**Exercise task**
All lines in which the word "this" occurs are to be extracted.

**Information given**
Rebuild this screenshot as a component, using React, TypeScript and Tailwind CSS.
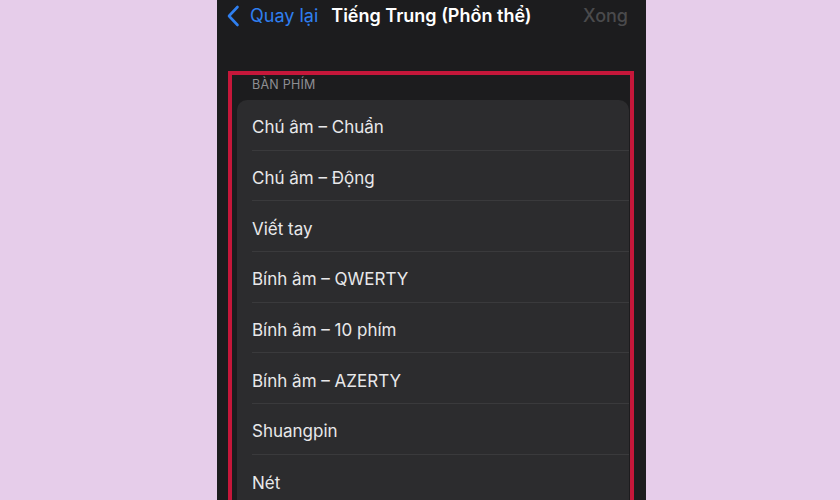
import React from "react";

const keyboards = [
  "Chú âm – Chuẩn",
  "Chú âm – Động",
  "Viết tay",
  "Bính âm – QWERTY",
  "Bính âm – 10 phím",
  "Bính âm – AZERTY",
  "Shuangpin",
  "Nét",
];

function ChevronLeft() {
  return (
    <svg width="14" height="22" viewBox="0 0 14 22" fill="none">
      <path
        d="M11.5 2 L3 11 L11.5 20"
        stroke="#2f7ff0"
        strokeWidth="2.6"
        strokeLinecap="round"
        strokeLinejoin="round"
      />
    </svg>
  );
}

export default function App() {
  return (
    <div
      className="flex h-[500px] w-[840px] overflow-hidden bg-[#e6cdea] pl-[217px]"
      style={{ fontFamily: "Inter, 'Noto Sans', sans-serif" }}
    >
      <div className="flex h-full w-[429px] flex-col overflow-hidden bg-[#1c1c1e]">
        {/* nav bar */}
        <div className="flex h-[32px] shrink-0 items-center">
          <div className="ml-[9px] flex items-center gap-[10px]">
            <ChevronLeft />
            <span className="text-[18px] leading-none text-[#2f7ff0]">Quay lại</span>
          </div>
          <span className="ml-[13px] text-[18px] font-semibold leading-none text-white">
            Tiếng Trung (Phồn thể)
          </span>
          <span className="ml-auto mr-[18px] text-[18px] font-medium leading-none text-[#4a4a4c]">
            Xong
          </span>
        </div>

        {/* highlighted section */}
        <div className="ml-[11px] mt-[39px] w-[406px] flex-1 border-[4px] border-b-0 border-[#c5173a]">
          <div className="flex h-[25px] items-center pb-[4px] pl-[20px]">
            <span className="text-[12.5px] leading-none tracking-[0.02em] text-[#8e8e93]">
              BÀN PHÍM
            </span>
          </div>
          <div className="ml-[5px] mr-[1px] rounded-t-[10px] bg-[#2c2c2e]">
            {keyboards.map((k, i) => (
              <div key={k} className="flex h-[50.7px] flex-col pl-[15px]">
                <div className="flex flex-1 items-center pt-[6px]">
                  <span className="text-[17px] leading-none text-[#e8e8ea]">{k}</span>
                </div>
                {i < keyboards.length - 1 && <div className="h-px bg-[#3a3a3c]" />}
              </div>
            ))}
          </div>
        </div>
        <div className="ml-[11px] h-[4px] w-[406px] shrink-0 bg-[#c5173a]" />
      </div>
    </div>
  );
}
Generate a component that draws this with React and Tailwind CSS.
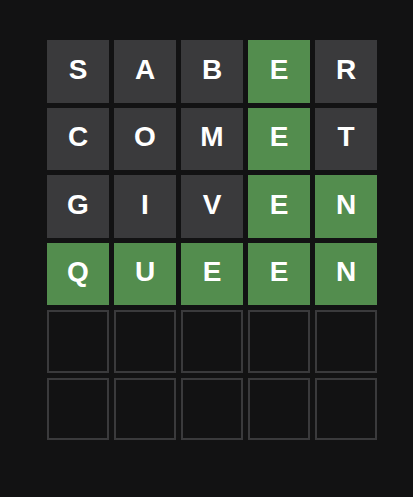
import React from 'react';

const ROWS = [
  { word: 'SABER', marks: 'xxxgx' },
  { word: 'COMET', marks: 'xxxgx' },
  { word: 'GIVEN', marks: 'xxxgg' },
  { word: 'QUEEN', marks: 'ggggg' },
  { word: '', marks: '' },
  { word: '', marks: '' },
];

function Tile({ letter, mark }) {
  if (!letter) return <div className="border-2 border-[#3a3a3c]" />;
  const bg = mark === 'g' ? 'bg-[#538d4e]' : 'bg-[#3a3a3c]';
  return (
    <div className={`${bg} flex items-center justify-center text-white text-[28px] font-bold leading-none pb-[3px]`}>
      {letter}
    </div>
  );
}

export default function App() {
  return (
    <div className="w-[413px] h-[497px] bg-[#121213] pt-[40px] pl-[47px]" style={{ fontFamily: '"Liberation Sans", Arial, sans-serif' }}>
      <div className="w-[330px] h-[400px] grid grid-cols-5 grid-rows-6 gap-[5px]">
        {ROWS.flatMap((row, r) =>
          Array.from({ length: 5 }, (_, c) => (
            <Tile key={`${r}-${c}`} letter={row.word[c]} mark={row.marks[c]} />
          ))
        )}
      </div>
    </div>
  );
}
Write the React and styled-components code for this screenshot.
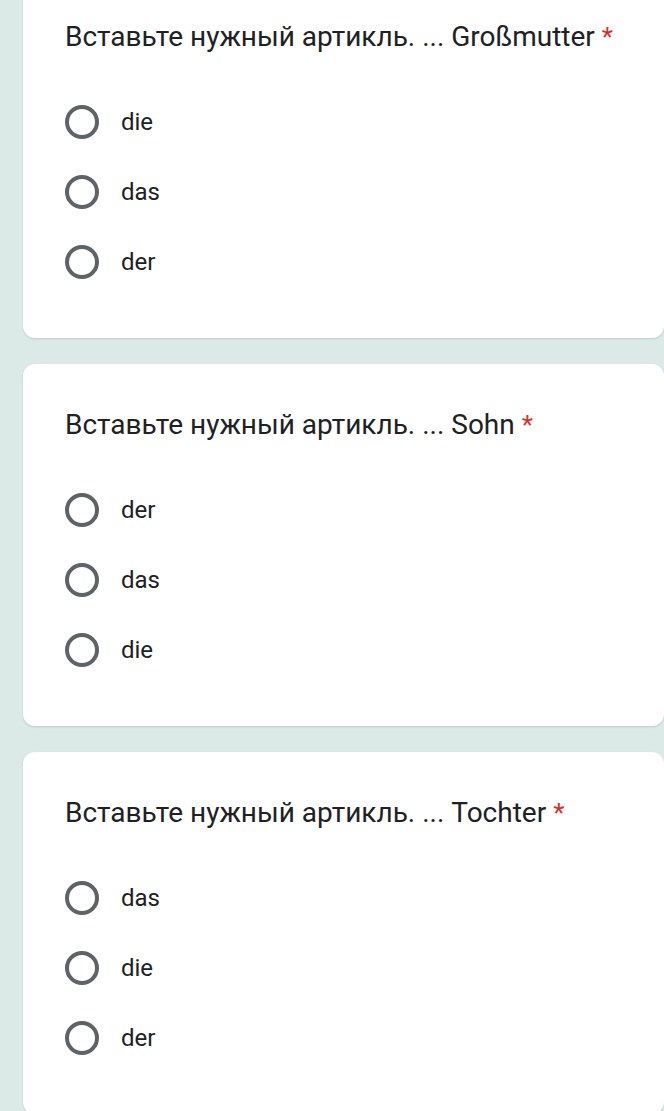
import React from "react";
import styled, { createGlobalStyle } from "styled-components";

const GlobalStyle = createGlobalStyle`
    html, body {
        margin: 0;
        padding: 0;
        background: #dbeae7;
        overflow: hidden;
    }
`;

const questions = [
    { title: "Вставьте нужный артикль. ... Großmutter", options: ["die", "das", "der"] },
    { title: "Вставьте нужный артикль. ... Sohn", options: ["der", "das", "die"] },
    { title: "Вставьте нужный артикль. ... Tochter", options: ["das", "die", "der"] },
];

function App() {
    return (
        <>
            <GlobalStyle />
            <Page>
                {questions.map((q) => (
                    <Card key={q.title}>
                        <Title>
                            {q.title} <Required>*</Required>
                        </Title>
                        <Options>
                            {q.options.map((opt) => (
                                <Option key={opt}>
                                    <Radio />
                                    <Label>{opt}</Label>
                                </Option>
                            ))}
                        </Options>
                    </Card>
                ))}
            </Page>
        </>
    );
}

const Page = styled.div`
    display: flex;
    flex-direction: column;
    gap: 26px;
    margin-top: -24px;
    padding-left: 23px;
`;

const Card = styled.div`
    background: #fff;
    border-radius: 12px;
    box-shadow: 0 1px 2px rgba(60, 64, 67, 0.18);
    padding: 43px 0 41px 42px;
`;

const Title = styled.div`
    font-family: Roboto, "Noto Sans", sans-serif;
    font-size: 28px;
    line-height: 36px;
    color: #202124;
`;

const Required = styled.span`
    color: #d93025;
    font-size: 26px;
`;

const Options = styled.div`
    display: flex;
    flex-direction: column;
    margin-top: 32px;
`;

const Option = styled.div`
    display: flex;
    align-items: center;
    height: 70px;
`;

const Radio = styled.span`
    width: 34px;
    height: 34px;
    box-sizing: border-box;
    border: 4px solid #5f6368;
    border-radius: 50%;
    flex-shrink: 0;
`;

const Label = styled.span`
    margin-left: 22px;
    font-family: Roboto, "Noto Sans", sans-serif;
    font-size: 24px;
    color: #202124;
`;

export default App;
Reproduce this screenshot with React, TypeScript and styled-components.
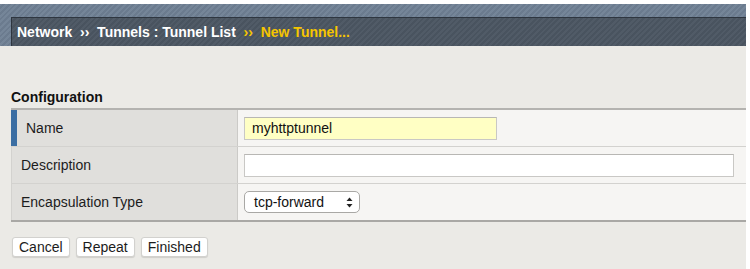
import React from "react";
import styled, { createGlobalStyle } from "styled-components";

const GlobalStyle = createGlobalStyle`
  html, body {
    margin: 0;
    padding: 0;
    background: #ffffff;
    font-family: "Liberation Sans", Arial, Helvetica, sans-serif;
  }
`;

const Page = styled.div`
  width: 746px;
  height: 269px;
  margin-top: 4px;
  background: #ebeae6;
  display: flex;
  flex-direction: column;
`;

const Banner = styled.div`
  padding: 13px 0 0 11px;
  background-color: #6e7f93;
  background-image: repeating-linear-gradient(
    135deg,
    rgba(255, 255, 255, 0.05) 0 2px,
    rgba(0, 0, 0, 0.03) 2px 4px
  );
`;

const Crumbs = styled.div`
  height: 28px;
  display: flex;
  align-items: center;
  padding-left: 5px;
  background-color: #4b5662;
  background-image: repeating-linear-gradient(
    135deg,
    rgba(255, 255, 255, 0.03) 0 2px,
    rgba(0, 0, 0, 0.03) 2px 4px
  );
  border-top: 1px solid #2e3640;
  border-left: 1px solid #2e3640;
  font-size: 14px;
  font-weight: bold;
  color: #ffffff;
  white-space: pre;
`;

const Current = styled.span`
  color: #f6c500;
`;

const Content = styled.div`
  padding: 0 0 0 11px;
`;

const SectionTitle = styled.div`
  margin-top: 43px;
  height: 19px;
  font-size: 14px;
  font-weight: bold;
  color: #111;
`;

const Table = styled.div`
  border-top: 2px solid #b4b3b0;
  border-bottom: 2px solid #a9a8a5;
`;

const Row = styled.div<{ $last?: boolean }>`
  display: grid;
  grid-template-columns: 227px 1fr;
  height: ${(p) => (p.$last ? "36px" : "37px")};
  box-sizing: border-box;
  border-bottom: ${(p) => (p.$last ? "none" : "1px solid #d3d2cf")};
`;

const Label = styled.div<{ $active?: boolean }>`
  display: flex;
  align-items: center;
  padding-left: 9px;
  background: #e0dfdc;
  border-right: 1px solid #cbcac7;
  border-left: ${(p) => (p.$active ? "6px solid #3b6ea3" : "1px solid #d3d2cf")};
  font-size: 14px;
  color: #1c1c1c;
`;

const Value = styled.div`
  display: flex;
  align-items: center;
  padding-left: 6px;
  background: #f6f5f3;
`;

const TextInput = styled.input<{ $width: number; $filled?: boolean }>`
  box-sizing: border-box;
  width: ${(p) => p.$width}px;
  height: 23px;
  padding: 0 7px;
  border: 1px solid #c9c8c5;
  border-top-color: #b8b7b4;
  background: ${(p) => (p.$filled ? "#ffffc4" : "#ffffff")};
  font-family: "Liberation Sans", Arial, sans-serif;
  font-size: 14px;
  color: #111;
  outline: none;
`;

const SelectBox = styled.div`
  box-sizing: border-box;
  width: 116px;
  height: 22px;
  display: flex;
  align-items: center;
  justify-content: space-between;
  padding: 0 6px 0 9px;
  background: #ffffff;
  border: 1px solid #a9a8a5;
  border-radius: 5px;
  font-size: 14px;
  color: #111;
`;

const Buttons = styled.div`
  display: flex;
  gap: 6px;
  margin-top: 15px;
  padding-left: 1px;
`;

const Button = styled.button`
  height: 20px;
  padding: 0 6px;
  background: #ffffff;
  border: 1px solid #d2d1ce;
  border-radius: 3px;
  box-shadow: 0 1px 1px rgba(0, 0, 0, 0.12);
  font-family: "Liberation Sans", Arial, sans-serif;
  font-size: 14px;
  color: #1c1c1c;
`;

const Arrows = () => (
  <svg width="7" height="11" viewBox="0 0 7 11">
    <path d="M3.5 0.5 L6.5 4 L0.5 4 Z" fill="#222" />
    <path d="M3.5 10.5 L6.5 7 L0.5 7 Z" fill="#222" />
  </svg>
);

export default function App() {
  return (
    <>
      <GlobalStyle />
      <Page>
        <Banner>
          <Crumbs>
            {"Network  ››  Tunnels : Tunnel List  "}
            <Current>{"››  New Tunnel..."}</Current>
          </Crumbs>
        </Banner>
        <Content>
          <SectionTitle>Configuration</SectionTitle>
          <Table>
            <Row>
              <Label $active>Name</Label>
              <Value>
                <TextInput $width={253} $filled defaultValue="myhttptunnel" />
              </Value>
            </Row>
            <Row>
              <Label>Description</Label>
              <Value>
                <TextInput $width={490} />
              </Value>
            </Row>
            <Row $last>
              <Label>Encapsulation Type</Label>
              <Value>
                <SelectBox>
                  <span>tcp-forward</span>
                  <Arrows />
                </SelectBox>
              </Value>
            </Row>
          </Table>
          <Buttons>
            <Button>Cancel</Button>
            <Button>Repeat</Button>
            <Button>Finished</Button>
          </Buttons>
        </Content>
      </Page>
    </>
  );
}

**Complete output**
Rebuild this screenshot as a component, using React, TypeScript and Tailwind CSS.
Generate a component that draws this with React and Tailwind CSS.
Write the React and styled-components code for this screenshot.
Reproduce this screenshot with React, TypeScript and styled-components.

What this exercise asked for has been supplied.